Obnoxious digital NYC ant-corers hit with kids elsewhere

Lalena Fissure

Tuesday, June 28th 2005

Though they've been known to tour with such knuckle-draggers as Korn and Insane Clown Posse, Mindless Self Indulgence are two guys and two girls playacting "rock band" for suburban kids in a way that's decidedly un-macho. Not just because of the women, but because of skinny, geeky, self-proclaimed "art fag" singer Little Jimmy Urine, who could time travel to 1982 and fit right in. His "ooh-wah-oh" vocal stylings echo British bands who played Antmusic, or wore overalls and chased girls named Eileen.

Their sound speeds up the cycling industrial rhythms of the late '80s to mid '90s (say My Life With the Thrill Kill Kult) to hardcore tempos, stopping and starting abruptly as if playing with the idiot family dog that leaps repeatedly at mock ball tosses. Meanwhile, canned dance club synths twirl in maniacally between zany whip-snaps and colorful sound effects. Their group sing-alongs and hollers make gleeful fun of people who try too hard to be edgy, even ones in their own audience—who eat it up. If the band had a girlfriend, one can picture her stomping her foot and complaining, "Can't you ever be serious?!"

Their obnoxious jerky rhythms are mostly activated by the vocal phrasing, tracking them into the same class as System of a Down. They aren't as political, but they're much funnier. And possibly more relevant, since they address the immediate social politics of identity and peers. "Everyone in high school will worship the fucking ground I walk on/If it was up to me."

The über-meticulous production reins in guitars and any real drums, smushing them with all the synthesized nonsense into a processed meat patty and then slicing it up cleanly. It's the wacky vocals and the spirit of anarchy that keep it from feeling too controlled.

The new album, You'll Rebel to Anything, is the band's first on Philadelphia's gothic-metal-industrial label Metropolis. But before this new partnership, Mindless Self Indulgence proved a rock band might just as well run its own business. After a disappointing experience with Elektra, they put out a live album on their own Uppity Cracker imprint. According to Revolverand Alternative Press, it sold 70,000 copies, making more money off fewer sales than the Elektra release. All those sold-out shows didn't hurt.

All this from a band based in . . . Manhattan? But Mindless Self Indulgence are nowhere on the "New York Music Scene" radar. As Jimmy Urine told ArmchairDJ .com, "Everybody thinks New York has this great, eclectic music scene but most bands here play straight-ahead boring rock 'n' roll. People are jaded and distracted here. When we started out, nobody wanted us. . . . But then we played outside the city and it was great—so different."

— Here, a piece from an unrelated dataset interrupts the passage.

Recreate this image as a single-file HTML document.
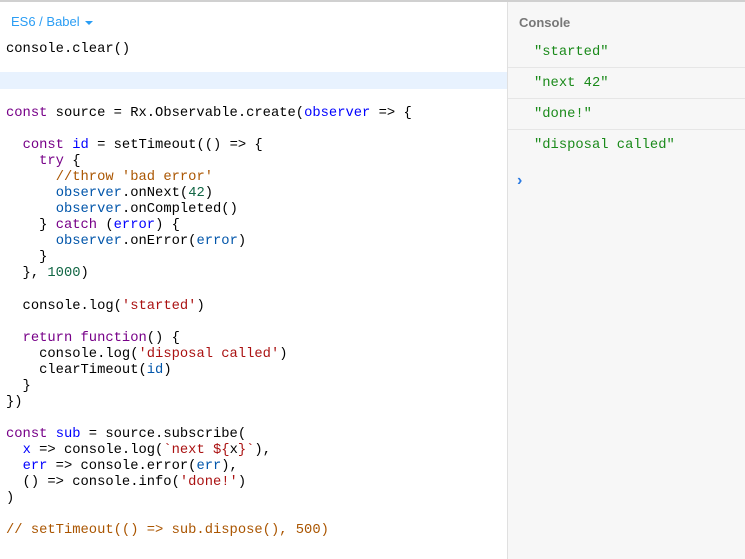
<!DOCTYPE html>
<html><head><meta charset="utf-8"><style>
body{margin:0;width:745px;height:559px;overflow:hidden;background:#fff;font-family:"Liberation Sans",sans-serif;position:relative}
.top{position:absolute;left:0;top:0;width:745px;height:2px;background:#d0d0d0}
.lang{position:absolute;left:11px;top:14px;font-size:13px;color:#2a9df4}
.lang:after{content:"";display:inline-block;margin-left:5px;vertical-align:middle;border-left:4px solid transparent;border-right:4px solid transparent;border-top:4px solid #2a9df4}
.hl{position:absolute;left:0;top:72px;width:507px;height:17px;background:#e8f2fe}
pre{position:absolute;left:6px;top:42px;margin:0;font-family:"Liberation Mono",monospace;font-size:13.8px;line-height:16.03px;color:#000}
.k{color:#708}.d{color:#00f}.v{color:#05a}.c{color:#a50}.n{color:#164}.s{color:#a11}
.con{position:absolute;left:507px;top:2px;width:238px;height:557px;background:#f7f7f7;border-left:1px solid #e0e0e0}
.ct{position:absolute;left:11px;top:13px;font-size:13px;color:#777;font-weight:bold}
.row{position:absolute;left:0;width:238px;height:31px;border-bottom:1px solid #e6e6e6;font-family:"Liberation Mono",monospace;font-size:13.8px;color:#1a8a1a}
.row span{position:absolute;left:26px;top:9px}
.pr{position:absolute;left:9px;top:170px;color:#2a7ae2;font-weight:bold;font-size:16px}
</style></head><body>
<div class="top"></div>
<div class="lang">ES6 / Babel</div>
<div class="hl"></div>
<pre>console.clear()



<span class="k">const</span> source = Rx.Observable.create(<span class="d">observer</span> => {

  <span class="k">const</span> <span class="d">id</span> = setTimeout(() => {
    <span class="k">try</span> {
      <span class="c">//throw 'bad error'</span>
      <span class="v">observer</span>.onNext(<span class="n">42</span>)
      <span class="v">observer</span>.onCompleted()
    } <span class="k">catch</span> (<span class="d">error</span>) {
      <span class="v">observer</span>.onError(<span class="v">error</span>)
    }
  }, <span class="n">1000</span>)

  console.log(<span class="s">'started'</span>)

  <span class="k">return</span> <span class="k">function</span>() {
    console.log(<span class="s">'disposal called'</span>)
    clearTimeout(<span class="v">id</span>)
  }
})

<span class="k">const</span> <span class="d">sub</span> = source.subscribe(
  <span class="d">x</span> => console.log(<span class="s">`next ${</span>x<span class="s">}`</span>),
  <span class="d">err</span> => console.error(<span class="v">err</span>),
  () => console.info(<span class="s">'done!'</span>)
)

<span class="c">// setTimeout(() => sub.dispose(), 500)</span></pre>
<div class="con">
<div class="ct">Console</div>
<div class="row" style="top:34px"><span>"started"</span></div>
<div class="row" style="top:65px"><span>"next 42"</span></div>
<div class="row" style="top:96px"><span>"done!"</span></div>
<div class="row" style="top:127px;border-bottom:none"><span>"disposal called"</span></div>
<div class="pr">›</div>
</div>
</body></html>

A survey by the fan site MindlessCrackers.com tallies nearly three-quarters of MSI's audience as under 18 (out of 2,500 voluntary respondents, mostly from the Northeast and Midwest). And these "Crackers" reflect the gender makeup of the band: roughly half and half. Even MSI's website shows them reaching out to an audience that has free time to goof around: They offer three pages of games in an "Arcade" section and interactive Mad Libs-style lyrics pages where you can complete the sentences yourself using options from little pop-up windows. To wit: "Bitches love me 'cause they know I can . . . (Choose what you can do: dance; floss the ice; bench two-fifty; do taxes; rock)."

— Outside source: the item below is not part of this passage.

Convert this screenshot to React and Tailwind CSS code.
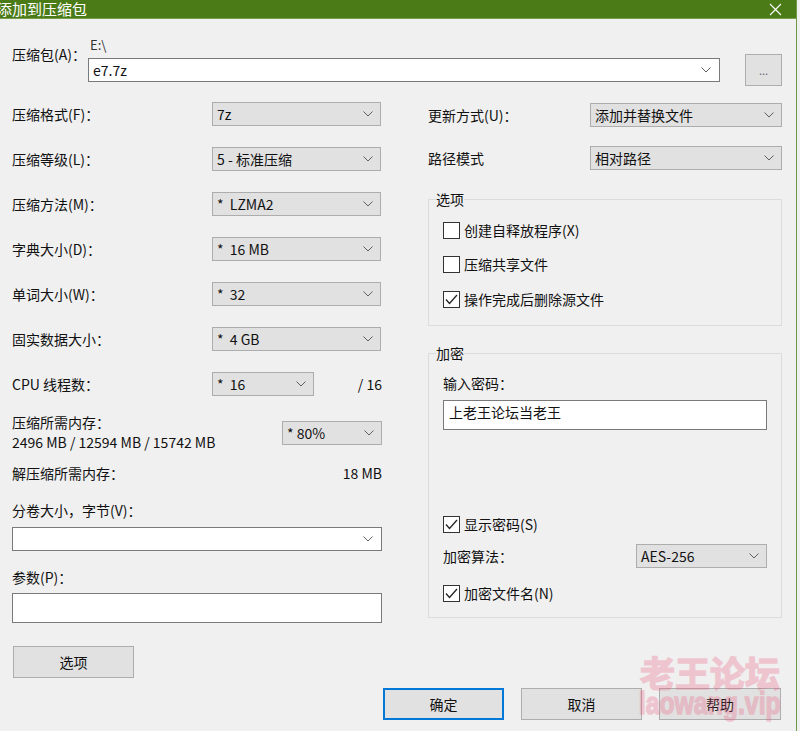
import React from 'react';

const Chevron = () => (
  <svg width="10" height="6" viewBox="0 0 10 6" className="shrink-0">
    <path d="M0.5 0.5 L5 5 L9.5 0.5" fill="none" stroke="#5f5f5f" strokeWidth="1" />
  </svg>
);

// gray dropdown (read-only combo)
const Select = ({ value, className = '' }) => (
  <div
    className={`h-[24px] flex items-center justify-between bg-[#e1e1e1] border border-[#adadad] pl-[4px] pr-[7px] ${className}`}
  >
    <span className="leading-[20px] whitespace-pre">{value}</span>
    <Chevron />
  </div>
);

const Checkbox = ({ checked, label }) => (
  <div className="flex items-center h-[20px]">
    <div className="w-[17px] h-[17px] border border-[#333] bg-white flex items-center justify-center">
      {checked && (
        <svg width="13" height="11" viewBox="0 0 13 11">
          <path d="M1 5.5 L4.5 9.5 L12 1" fill="none" stroke="#222" strokeWidth="1.3" />
        </svg>
      )}
    </div>
    <span className="ml-[4px] leading-[20px]">{label}</span>
  </div>
);

const Button = ({ children, primary, className = '' }) => (
  <div
    className={`w-[121px] h-[32px] flex items-center justify-center bg-[#e1e1e1] ${
      primary ? 'border-2 border-[#0078d7]' : 'border border-[#adadad]'
    } ${className}`}
  >
    {children}
  </div>
);

const Row = ({ label, value }) => (
  <div className="flex items-center h-[24px]">
    <span className="w-[200px] leading-[20px]">{label}</span>
    <Select value={value} className="w-[169px]" />
  </div>
);

export default function App() {
  return (
    <div className="w-[800px] h-[731px] bg-[#f0f0f0] flex text-[14px] text-[#111] font-['Noto_Sans_CJK_SC','Noto_Sans',sans-serif] relative overflow-hidden">
      <div className="w-[797px] h-full border-r border-[#6f9a45] flex flex-col">
        {/* title bar */}
        <div className="h-[19px] bg-[#4a7b17] border-b border-[#78a04c] flex items-center justify-between text-white">
          <span className="-ml-[3px] text-[15px] leading-[18px]">添加到压缩包</span>
          <svg width="13" height="13" viewBox="0 0 13 13" className="mr-[14px]">
            <path d="M1 1 L12 12 M12 1 L1 12" stroke="#fff" strokeWidth="1.1" />
          </svg>
        </div>

        {/* archive path */}
        <div className="flex pl-[12px] pt-[17px]">
          <span className="w-[76px] mt-[8px] leading-[20px]">压缩包(A)：</span>
          <div className="flex flex-col w-[632px]">
            <span className="h-[18px] leading-[18px] text-[13px] text-[#333] ml-[2px]">E:\</span>
            <div className="mt-[4px] h-[24px] bg-white border border-[#7a7a7a] flex items-center justify-between pl-[4px] pr-[8px]">
              <span className="leading-[20px]">e7.7z</span>
              <Chevron />
            </div>
          </div>
          <div className="ml-[25px] mt-[18px] w-[37px] h-[32px] bg-[#e1e1e1] border border-[#adadad] flex items-center justify-center text-[11px] text-[#666]">
            ...
          </div>
        </div>

        <div className="flex mt-[16px]">
          {/* left column */}
          <div className="ml-[12px] w-[370px] flex flex-col">
            <div className="flex flex-col gap-[21px]">
              <Row label="压缩格式(F)：" value="7z" />
              <Row label="压缩等级(L)：" value="5 - 标准压缩" />
              <Row label="压缩方法(M)：" value="*  LZMA2" />
              <Row label="字典大小(D)：" value="*  16 MB" />
              <Row label="单词大小(W)：" value="*  32" />
              <Row label="固实数据大小：" value="*  4 GB" />
              <div className="flex items-center h-[24px]">
                <span className="w-[200px] leading-[20px]">CPU 线程数：</span>
                <Select value="*  16" className="w-[102px]" />
                <span className="flex-1 text-right leading-[20px]">/ 16</span>
              </div>
            </div>

            <div className="mt-[16px] flex justify-between">
              <div className="flex flex-col leading-[20px]">
                <span>压缩所需内存：</span>
                <span>2496 MB / 12594 MB / 15742 MB</span>
              </div>
              <Select value="* 80%" className="w-[100px] mt-[9px]" />
            </div>

            <div className="mt-[11px] flex justify-between leading-[20px]">
              <span>解压缩所需内存：</span>
              <span>18 MB</span>
            </div>

            <span className="mt-[17px] leading-[20px]">分卷大小，字节(V)：</span>
            <div className="mt-[7px] h-[24px] bg-white border border-[#7a7a7a] flex items-center justify-end pr-[8px]">
              <Chevron />
            </div>

            <span className="mt-[16px] leading-[20px]">参数(P)：</span>
            <div className="mt-[6px] h-[30px] bg-white border border-[#7a7a7a]" />

            <Button className="mt-[23px] ml-px">选项</Button>
          </div>

          {/* right column */}
          <div className="ml-[46px] w-[354px] flex flex-col">
            <div className="flex items-center h-[23px] mt-px">
              <span className="w-[162px] leading-[20px]">更新方式(U)：</span>
              <Select value="添加并替换文件" className="w-[192px] h-[23px]" />
            </div>
            <div className="flex items-center h-[23px] mt-[20px]">
              <span className="w-[162px] leading-[20px]">路径模式</span>
              <Select value="相对路径" className="w-[192px] h-[23px]" />
            </div>

            <fieldset className="mt-[20px] h-[137px] border border-[#dcdcdc] px-[7px]">
              <legend className="leading-[20px] px-0">选项</legend>
              <div className="ml-[7px] mt-[11px] flex flex-col">
                <Checkbox label="创建自释放程序(X)" />
                <div className="mt-[14px]">
                  <Checkbox label="压缩共享文件" />
                </div>
                <div className="mt-[15px]">
                  <Checkbox checked label="操作完成后删除源文件" />
                </div>
              </div>
            </fieldset>

            <fieldset className="mt-[17px] h-[275px] border border-[#dcdcdc] px-[7px]">
              <legend className="leading-[20px] px-0">加密</legend>
              <div className="ml-[7px] mr-[7px] flex flex-col">
                <span className="mt-[10px] leading-[20px]">输入密码：</span>
                <div className="mt-[7px] h-[30px] bg-white border border-[#7a7a7a] pl-[5px] pt-[1px] leading-[20px]">
                  上老王论坛当老王
                </div>
                <div className="mt-[84px]">
                  <Checkbox checked label="显示密码(S)" />
                </div>
                <div className="mt-[10px] flex items-center justify-between h-[24px]">
                  <span className="leading-[20px]">加密算法：</span>
                  <Select value="AES-256" className="w-[131px]" />
                </div>
                <div className="mt-[15px]">
                  <Checkbox checked label="加密文件名(N)" />
                </div>
              </div>
            </fieldset>
          </div>
        </div>

        {/* dialog buttons */}
        <div className="mt-[10px] flex pl-[383px] gap-[17px]">
          <Button primary>确定</Button>
          <Button>取消</Button>
          <Button className="w-[122px]">帮助</Button>
        </div>
      </div>

      {/* site watermark */}
      <div className="absolute left-[640px] top-[654px] w-[140px] flex flex-col items-center pointer-events-none opacity-[0.28] text-[#ec5a7d] [-webkit-text-stroke:1.5px_#ec5a7d] font-bold leading-none">
        <span className="text-[35px]">老王论坛</span>
        <span className="text-[31px] font-['Liberation_Sans',sans-serif] scale-x-[0.8] -mt-[1px]">laowang.vip</span>
      </div>
    </div>
  );
}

Their fabulously sacrilegious revamping of Rush's "Tom Sawyer" could be MSI in a nutshell: Find the ultimate in uncool, and then flip it over. Take the uncool inside you, as they say, and wave it as a flag. Make fun of it, use it as a weapon, rip it up, and piece it back together into a ridiculous ball gown. Then wear it to the f*#%ing prom.


Mindless Self Indulgence play Webster Hall July 8, 9, and 10.